Shawn Wilson wanted to drop 25-30 pounds, so she went shopping online for a weight loss drug.
"I got on the Internet and I Googled weight loss," Wilson said. "How can I lose weight without having surgery?"
She said she found a Florida company called Roca Labs that branded its product "Gastric Bypass No Surgery."
"I saw different comments about how it works and people showing before and after pictures," Wilson said. "I thought, hey I'll give it a try."
Wilson ordered the product but said problems began soon after she took it.
"From day one, I had headaches, stomachaches, I couldn't sleep at night," she recalled.
She said she wasn't able to get a return phone call from the company when she called to return the product.
"So, I took the initiative to email them," she said. "I received an email back from them saying once you buy the product, it's yours. There are no refunds and you can't return the item."
Wilson then stopped future payments to Roca Labs, but says that didn't sit well with the company. She said they demanded payment.
"I felt like it was a threat. They're telling me you need to make your payment or you're going to go in collections," she said.
She stood firm and said the company finally stopped contacting her for payment. She said she decided diet and exercise was the best way to lose weight and shed her unwanted pounds.
Another customer, Jennifer Schaive of Springfield, Illinois, took her complaint about the company to the Better Business Bureau. She wrote a negative review about the product.
"They didn't like that I wrote a negative review," Schaive said. "They told me that I needed to take my review down or they were going to file a lawsuit against me."
Schaive didn't remove her review. The company did sue her but eventually dropped the lawsuit.
The Florida Attorney General's Office has received similar complaints about Roca Labs. One complaint reads, "They have emailed me twice with lawyer letters saying I am being sued for defamation if I do not send them $300,000."
Roca Labs did not respond to requests for comments but in response to a recent lawsuit filed against it by the Federal Trade Commission said: "Customers were required to agree not to publicly disparage Roca Labs."
But an FTC attorney said adding a so-called gag clause in writing doesn't make it right.
"A company upfront saying, 'no bad reviews of us and no bad reviews of our products,' we think is unlawful," said Carl Settlemyer with the FTC's Bureau of Consumer Protection.
The FTC lawsuit also alleges the company's advertising is deceptive including promises of a 21 pound a month weight loss, a scientifically proven 90 percent success rate and claims that the product is safe and effective for use by children as young as six.

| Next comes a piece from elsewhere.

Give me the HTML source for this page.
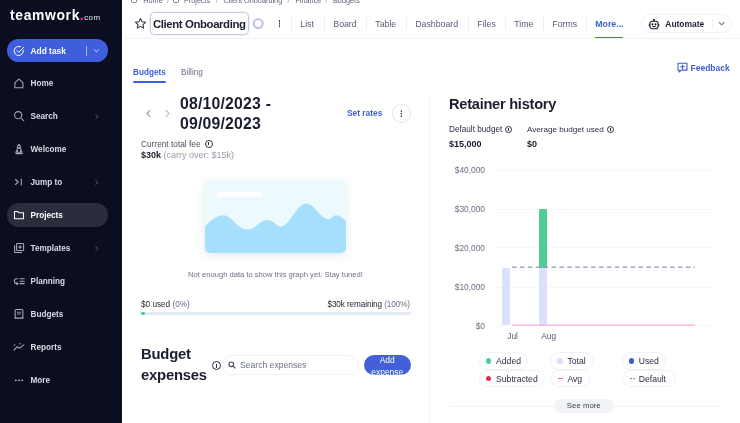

Settlemyer said some customers may have lost weight but the company can't provide scientific proof that the product caused the weight loss.
The company denies using deceptive weight loss ads. In court documents, the company stated it stands behind the effectiveness of its products.
While the FTC lawsuit winds its way through court, Roca Labs has dropped some of the questionable language in its advertising and is no longer pursuing lawsuits against customers.